## Directive
Quote exactly, and only, the lines of the material below from the line with "Recreate this image" through the line with "['Дублировать', 'Выключить', 'Удалить', 'Вверх', 'Вниз'];".

_ _ _ _ _ _ _

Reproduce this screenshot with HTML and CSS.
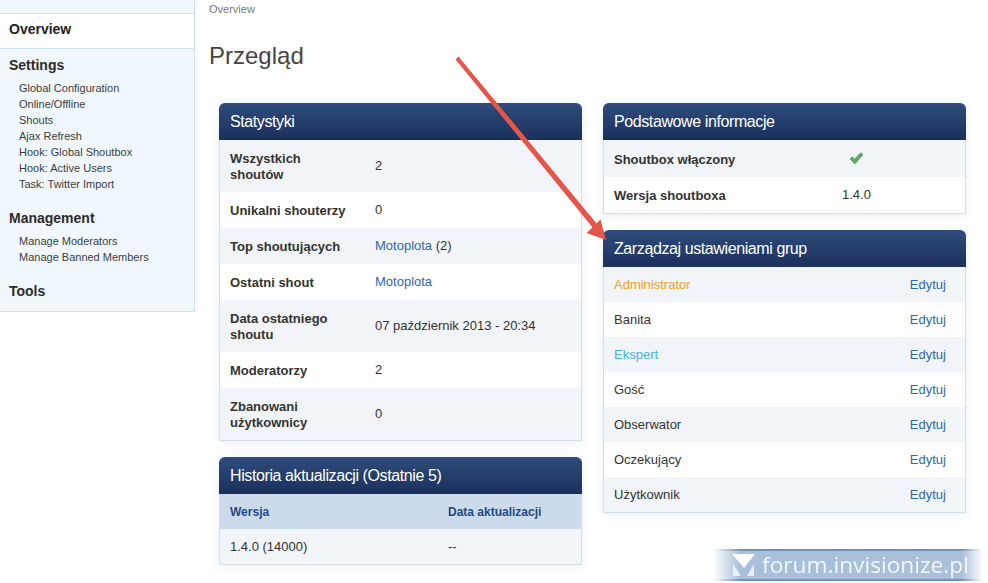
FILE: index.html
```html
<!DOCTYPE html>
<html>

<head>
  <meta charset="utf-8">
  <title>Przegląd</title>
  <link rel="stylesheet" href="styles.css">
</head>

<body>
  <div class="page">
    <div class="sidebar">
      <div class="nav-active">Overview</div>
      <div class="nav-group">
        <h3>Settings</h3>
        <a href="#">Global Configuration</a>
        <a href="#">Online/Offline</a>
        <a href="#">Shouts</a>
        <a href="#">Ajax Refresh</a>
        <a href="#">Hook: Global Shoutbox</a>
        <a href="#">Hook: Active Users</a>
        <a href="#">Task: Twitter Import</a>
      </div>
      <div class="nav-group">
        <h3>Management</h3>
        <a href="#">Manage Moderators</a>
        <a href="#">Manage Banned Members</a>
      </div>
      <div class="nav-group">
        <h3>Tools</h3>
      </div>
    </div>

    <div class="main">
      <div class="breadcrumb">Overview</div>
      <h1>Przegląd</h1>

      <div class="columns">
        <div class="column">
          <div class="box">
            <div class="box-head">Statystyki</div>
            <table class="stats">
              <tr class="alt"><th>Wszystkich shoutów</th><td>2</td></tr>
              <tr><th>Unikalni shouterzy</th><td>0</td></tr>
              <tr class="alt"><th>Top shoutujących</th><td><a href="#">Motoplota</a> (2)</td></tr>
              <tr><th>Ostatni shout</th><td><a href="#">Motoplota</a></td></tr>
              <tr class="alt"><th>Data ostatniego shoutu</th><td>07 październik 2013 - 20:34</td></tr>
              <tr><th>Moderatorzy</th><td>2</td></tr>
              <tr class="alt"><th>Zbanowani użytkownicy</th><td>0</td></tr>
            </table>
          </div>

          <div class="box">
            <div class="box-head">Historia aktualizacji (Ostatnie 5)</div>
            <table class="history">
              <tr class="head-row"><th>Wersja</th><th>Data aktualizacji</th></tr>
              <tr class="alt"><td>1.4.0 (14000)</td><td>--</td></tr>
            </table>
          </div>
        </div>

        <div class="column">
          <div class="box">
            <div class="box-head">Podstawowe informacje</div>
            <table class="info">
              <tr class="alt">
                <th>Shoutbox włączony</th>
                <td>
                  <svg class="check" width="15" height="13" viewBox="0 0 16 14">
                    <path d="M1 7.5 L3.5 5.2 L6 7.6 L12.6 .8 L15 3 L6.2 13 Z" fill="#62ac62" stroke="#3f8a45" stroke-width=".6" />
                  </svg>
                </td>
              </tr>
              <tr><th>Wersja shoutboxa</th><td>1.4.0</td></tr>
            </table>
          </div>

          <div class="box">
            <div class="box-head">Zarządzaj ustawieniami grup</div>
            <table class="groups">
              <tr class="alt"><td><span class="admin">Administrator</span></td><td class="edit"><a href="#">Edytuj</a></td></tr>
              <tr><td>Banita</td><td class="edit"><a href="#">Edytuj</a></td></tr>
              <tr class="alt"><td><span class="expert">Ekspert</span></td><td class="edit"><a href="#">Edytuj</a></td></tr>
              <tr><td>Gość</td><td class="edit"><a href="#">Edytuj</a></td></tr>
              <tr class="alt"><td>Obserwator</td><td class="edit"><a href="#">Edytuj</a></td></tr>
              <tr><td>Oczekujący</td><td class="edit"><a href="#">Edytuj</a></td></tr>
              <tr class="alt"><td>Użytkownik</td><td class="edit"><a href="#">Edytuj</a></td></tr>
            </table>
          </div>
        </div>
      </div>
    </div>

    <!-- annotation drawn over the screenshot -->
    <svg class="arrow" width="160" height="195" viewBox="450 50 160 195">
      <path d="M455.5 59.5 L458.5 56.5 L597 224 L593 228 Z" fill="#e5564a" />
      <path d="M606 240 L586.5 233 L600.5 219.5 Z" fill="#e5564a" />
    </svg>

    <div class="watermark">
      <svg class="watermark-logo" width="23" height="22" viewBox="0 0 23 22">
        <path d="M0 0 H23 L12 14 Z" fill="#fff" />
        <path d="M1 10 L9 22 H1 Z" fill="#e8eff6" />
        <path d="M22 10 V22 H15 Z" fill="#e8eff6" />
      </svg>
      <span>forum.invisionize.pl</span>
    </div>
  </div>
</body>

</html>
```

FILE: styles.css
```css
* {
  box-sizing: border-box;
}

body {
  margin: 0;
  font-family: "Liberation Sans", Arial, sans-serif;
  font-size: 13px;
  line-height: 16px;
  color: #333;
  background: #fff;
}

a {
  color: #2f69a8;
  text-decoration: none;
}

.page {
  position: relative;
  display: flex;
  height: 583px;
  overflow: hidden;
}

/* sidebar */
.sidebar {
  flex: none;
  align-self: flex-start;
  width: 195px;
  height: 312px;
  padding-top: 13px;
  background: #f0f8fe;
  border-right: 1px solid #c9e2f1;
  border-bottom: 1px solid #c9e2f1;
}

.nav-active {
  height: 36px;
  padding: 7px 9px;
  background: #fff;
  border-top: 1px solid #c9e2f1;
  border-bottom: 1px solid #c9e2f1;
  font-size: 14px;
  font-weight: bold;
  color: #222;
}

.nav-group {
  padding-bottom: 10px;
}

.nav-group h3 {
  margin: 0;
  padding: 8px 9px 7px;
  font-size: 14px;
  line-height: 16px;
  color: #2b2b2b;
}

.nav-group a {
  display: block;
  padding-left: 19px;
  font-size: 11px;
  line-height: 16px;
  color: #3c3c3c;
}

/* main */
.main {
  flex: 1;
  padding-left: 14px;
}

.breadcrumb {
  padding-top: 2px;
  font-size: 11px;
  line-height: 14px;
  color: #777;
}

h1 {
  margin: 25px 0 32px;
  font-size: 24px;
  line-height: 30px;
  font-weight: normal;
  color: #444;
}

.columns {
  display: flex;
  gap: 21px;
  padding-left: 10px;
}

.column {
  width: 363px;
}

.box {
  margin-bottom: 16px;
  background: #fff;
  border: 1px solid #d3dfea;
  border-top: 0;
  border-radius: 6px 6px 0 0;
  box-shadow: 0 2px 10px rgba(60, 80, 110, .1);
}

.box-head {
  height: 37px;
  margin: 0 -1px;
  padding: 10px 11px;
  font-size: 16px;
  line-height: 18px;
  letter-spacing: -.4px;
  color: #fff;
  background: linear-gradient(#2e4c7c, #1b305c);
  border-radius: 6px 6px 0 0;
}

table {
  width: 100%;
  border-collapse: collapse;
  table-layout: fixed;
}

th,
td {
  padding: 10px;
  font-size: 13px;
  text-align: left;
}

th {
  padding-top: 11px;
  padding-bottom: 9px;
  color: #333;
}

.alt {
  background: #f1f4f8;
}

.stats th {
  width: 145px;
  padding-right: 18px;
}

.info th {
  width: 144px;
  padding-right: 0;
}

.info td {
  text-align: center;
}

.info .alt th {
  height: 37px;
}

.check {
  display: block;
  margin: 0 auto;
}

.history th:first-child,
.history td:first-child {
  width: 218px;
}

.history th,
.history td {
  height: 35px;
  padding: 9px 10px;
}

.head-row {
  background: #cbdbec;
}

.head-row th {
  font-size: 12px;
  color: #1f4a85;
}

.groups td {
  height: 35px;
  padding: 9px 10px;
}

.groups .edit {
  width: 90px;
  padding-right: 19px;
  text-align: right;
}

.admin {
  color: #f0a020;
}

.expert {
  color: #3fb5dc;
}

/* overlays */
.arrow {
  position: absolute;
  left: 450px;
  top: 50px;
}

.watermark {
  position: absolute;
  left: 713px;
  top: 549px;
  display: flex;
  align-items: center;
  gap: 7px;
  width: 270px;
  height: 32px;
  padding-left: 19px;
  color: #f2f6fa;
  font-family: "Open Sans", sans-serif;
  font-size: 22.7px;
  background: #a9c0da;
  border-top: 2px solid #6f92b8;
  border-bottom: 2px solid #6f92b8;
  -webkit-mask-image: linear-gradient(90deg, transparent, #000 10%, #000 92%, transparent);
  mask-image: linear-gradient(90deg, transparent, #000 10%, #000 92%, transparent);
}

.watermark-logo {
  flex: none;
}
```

_ _ _ _ _ _ _

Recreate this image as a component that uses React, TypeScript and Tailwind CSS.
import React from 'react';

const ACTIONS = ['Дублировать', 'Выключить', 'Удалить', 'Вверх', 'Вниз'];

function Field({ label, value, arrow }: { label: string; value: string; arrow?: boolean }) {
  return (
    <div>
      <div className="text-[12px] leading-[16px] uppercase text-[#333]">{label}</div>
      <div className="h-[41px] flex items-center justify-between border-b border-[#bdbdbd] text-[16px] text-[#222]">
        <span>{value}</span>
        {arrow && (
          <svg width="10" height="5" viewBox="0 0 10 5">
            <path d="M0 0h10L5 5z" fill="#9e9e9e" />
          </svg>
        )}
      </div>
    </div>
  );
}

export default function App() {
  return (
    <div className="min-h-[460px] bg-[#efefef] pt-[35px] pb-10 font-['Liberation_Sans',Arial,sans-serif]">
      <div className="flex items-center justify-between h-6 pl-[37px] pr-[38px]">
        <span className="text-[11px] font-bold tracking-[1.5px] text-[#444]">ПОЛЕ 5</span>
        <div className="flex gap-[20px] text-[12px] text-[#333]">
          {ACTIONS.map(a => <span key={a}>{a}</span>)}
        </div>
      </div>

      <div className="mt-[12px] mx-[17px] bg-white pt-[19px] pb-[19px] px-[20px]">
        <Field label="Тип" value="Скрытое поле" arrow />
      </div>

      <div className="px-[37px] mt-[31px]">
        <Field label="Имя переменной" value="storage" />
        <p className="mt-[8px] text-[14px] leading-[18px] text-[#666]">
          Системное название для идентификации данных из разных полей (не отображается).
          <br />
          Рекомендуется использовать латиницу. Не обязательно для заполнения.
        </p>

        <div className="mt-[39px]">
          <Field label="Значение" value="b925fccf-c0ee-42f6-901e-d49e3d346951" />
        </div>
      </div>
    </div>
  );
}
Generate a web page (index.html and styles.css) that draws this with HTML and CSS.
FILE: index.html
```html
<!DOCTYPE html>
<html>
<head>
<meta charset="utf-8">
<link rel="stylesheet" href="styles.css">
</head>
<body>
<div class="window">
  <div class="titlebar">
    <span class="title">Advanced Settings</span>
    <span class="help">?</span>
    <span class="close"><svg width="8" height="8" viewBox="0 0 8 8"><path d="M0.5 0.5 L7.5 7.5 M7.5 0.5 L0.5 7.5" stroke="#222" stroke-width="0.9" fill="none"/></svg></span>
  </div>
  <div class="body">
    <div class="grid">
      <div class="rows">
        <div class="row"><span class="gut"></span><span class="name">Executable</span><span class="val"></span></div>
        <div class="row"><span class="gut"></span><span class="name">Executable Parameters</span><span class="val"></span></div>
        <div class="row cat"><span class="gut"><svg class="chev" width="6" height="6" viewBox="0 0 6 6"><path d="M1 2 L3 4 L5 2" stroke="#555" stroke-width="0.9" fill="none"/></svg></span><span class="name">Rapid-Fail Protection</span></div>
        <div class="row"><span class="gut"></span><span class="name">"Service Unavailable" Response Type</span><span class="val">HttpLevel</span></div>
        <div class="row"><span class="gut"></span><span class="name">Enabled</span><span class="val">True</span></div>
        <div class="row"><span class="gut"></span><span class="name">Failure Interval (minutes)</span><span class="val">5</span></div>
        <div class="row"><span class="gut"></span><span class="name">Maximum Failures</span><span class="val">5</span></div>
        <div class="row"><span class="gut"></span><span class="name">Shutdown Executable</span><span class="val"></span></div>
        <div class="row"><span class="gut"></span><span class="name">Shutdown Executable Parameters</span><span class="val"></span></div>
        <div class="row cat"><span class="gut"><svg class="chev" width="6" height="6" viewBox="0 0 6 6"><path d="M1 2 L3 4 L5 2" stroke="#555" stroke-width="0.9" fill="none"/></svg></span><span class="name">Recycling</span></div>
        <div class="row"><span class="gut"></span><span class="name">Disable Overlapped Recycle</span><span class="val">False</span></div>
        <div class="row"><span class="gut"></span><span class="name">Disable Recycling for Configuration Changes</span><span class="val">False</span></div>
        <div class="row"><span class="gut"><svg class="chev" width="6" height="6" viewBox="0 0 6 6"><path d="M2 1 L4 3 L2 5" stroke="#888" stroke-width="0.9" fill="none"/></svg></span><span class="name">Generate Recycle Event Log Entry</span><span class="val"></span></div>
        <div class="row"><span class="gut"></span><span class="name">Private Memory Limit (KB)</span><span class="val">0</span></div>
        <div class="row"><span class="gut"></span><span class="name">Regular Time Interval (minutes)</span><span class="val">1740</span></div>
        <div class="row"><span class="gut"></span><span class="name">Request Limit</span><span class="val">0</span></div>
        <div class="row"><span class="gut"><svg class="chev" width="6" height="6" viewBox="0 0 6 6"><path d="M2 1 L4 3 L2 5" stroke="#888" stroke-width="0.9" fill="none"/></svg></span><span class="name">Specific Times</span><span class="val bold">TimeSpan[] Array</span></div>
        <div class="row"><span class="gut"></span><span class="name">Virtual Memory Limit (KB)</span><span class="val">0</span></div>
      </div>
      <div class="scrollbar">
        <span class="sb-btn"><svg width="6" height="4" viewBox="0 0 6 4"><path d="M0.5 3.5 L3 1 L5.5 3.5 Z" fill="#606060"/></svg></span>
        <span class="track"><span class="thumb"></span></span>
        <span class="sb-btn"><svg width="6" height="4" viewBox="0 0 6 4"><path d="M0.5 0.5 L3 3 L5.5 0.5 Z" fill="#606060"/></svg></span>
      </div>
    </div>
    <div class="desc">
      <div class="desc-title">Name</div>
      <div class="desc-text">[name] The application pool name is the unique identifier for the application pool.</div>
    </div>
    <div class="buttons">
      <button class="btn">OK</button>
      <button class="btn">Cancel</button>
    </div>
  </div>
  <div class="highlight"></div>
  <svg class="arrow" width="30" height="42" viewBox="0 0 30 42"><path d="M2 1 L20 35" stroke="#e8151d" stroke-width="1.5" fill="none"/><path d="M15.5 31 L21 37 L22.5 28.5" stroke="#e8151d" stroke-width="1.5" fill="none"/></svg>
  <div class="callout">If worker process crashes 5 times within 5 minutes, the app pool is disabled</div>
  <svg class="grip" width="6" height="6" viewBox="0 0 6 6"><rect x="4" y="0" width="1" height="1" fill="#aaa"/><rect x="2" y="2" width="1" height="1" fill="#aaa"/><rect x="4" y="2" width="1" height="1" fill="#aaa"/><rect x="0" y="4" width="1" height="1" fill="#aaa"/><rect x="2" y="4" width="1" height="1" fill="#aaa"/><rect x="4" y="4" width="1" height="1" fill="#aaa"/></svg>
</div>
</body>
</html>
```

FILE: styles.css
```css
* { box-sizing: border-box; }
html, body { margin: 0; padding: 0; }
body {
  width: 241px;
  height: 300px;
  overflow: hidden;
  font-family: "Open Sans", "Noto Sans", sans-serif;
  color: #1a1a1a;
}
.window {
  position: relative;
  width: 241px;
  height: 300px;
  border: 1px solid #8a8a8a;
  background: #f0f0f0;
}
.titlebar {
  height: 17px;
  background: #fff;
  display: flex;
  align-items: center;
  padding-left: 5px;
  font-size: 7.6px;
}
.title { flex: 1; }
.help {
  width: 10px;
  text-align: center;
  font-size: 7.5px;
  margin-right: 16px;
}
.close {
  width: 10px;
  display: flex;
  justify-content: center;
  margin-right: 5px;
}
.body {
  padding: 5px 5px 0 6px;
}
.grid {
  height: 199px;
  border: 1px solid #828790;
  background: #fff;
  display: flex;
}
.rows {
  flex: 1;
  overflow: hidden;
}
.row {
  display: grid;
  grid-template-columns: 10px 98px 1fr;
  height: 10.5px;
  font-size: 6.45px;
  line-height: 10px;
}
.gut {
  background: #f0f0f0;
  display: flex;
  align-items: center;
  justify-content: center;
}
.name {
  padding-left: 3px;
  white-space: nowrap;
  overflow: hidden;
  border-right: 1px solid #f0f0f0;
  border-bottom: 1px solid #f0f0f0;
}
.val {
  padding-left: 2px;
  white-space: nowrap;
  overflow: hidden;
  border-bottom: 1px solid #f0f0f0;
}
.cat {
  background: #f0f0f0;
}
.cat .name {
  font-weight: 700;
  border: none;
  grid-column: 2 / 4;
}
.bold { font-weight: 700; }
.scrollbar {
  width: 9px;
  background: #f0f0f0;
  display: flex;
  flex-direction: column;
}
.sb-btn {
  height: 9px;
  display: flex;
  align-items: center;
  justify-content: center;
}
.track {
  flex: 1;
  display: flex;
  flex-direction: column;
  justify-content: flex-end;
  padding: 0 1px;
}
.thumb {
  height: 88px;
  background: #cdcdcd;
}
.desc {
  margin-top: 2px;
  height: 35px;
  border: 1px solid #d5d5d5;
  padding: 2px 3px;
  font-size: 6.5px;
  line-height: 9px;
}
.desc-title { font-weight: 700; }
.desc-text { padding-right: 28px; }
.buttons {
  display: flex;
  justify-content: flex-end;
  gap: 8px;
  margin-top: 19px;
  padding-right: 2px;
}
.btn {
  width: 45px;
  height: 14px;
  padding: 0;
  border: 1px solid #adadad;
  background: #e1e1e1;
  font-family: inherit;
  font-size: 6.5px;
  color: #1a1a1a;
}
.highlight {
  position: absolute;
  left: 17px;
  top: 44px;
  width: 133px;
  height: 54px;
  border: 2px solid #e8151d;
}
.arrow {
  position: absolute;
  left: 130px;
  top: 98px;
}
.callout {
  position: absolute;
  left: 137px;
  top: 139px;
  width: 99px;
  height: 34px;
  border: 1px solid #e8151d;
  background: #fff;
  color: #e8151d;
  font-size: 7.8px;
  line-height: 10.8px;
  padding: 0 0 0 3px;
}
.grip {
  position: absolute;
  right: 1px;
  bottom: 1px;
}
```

_ _ _ _ _ _ _

## Task result
Recreate this image as a component that uses React, TypeScript and Tailwind CSS.
import React from 'react';

const ACTIONS = ['Дублировать', 'Выключить', 'Удалить', 'Вверх', 'Вниз'];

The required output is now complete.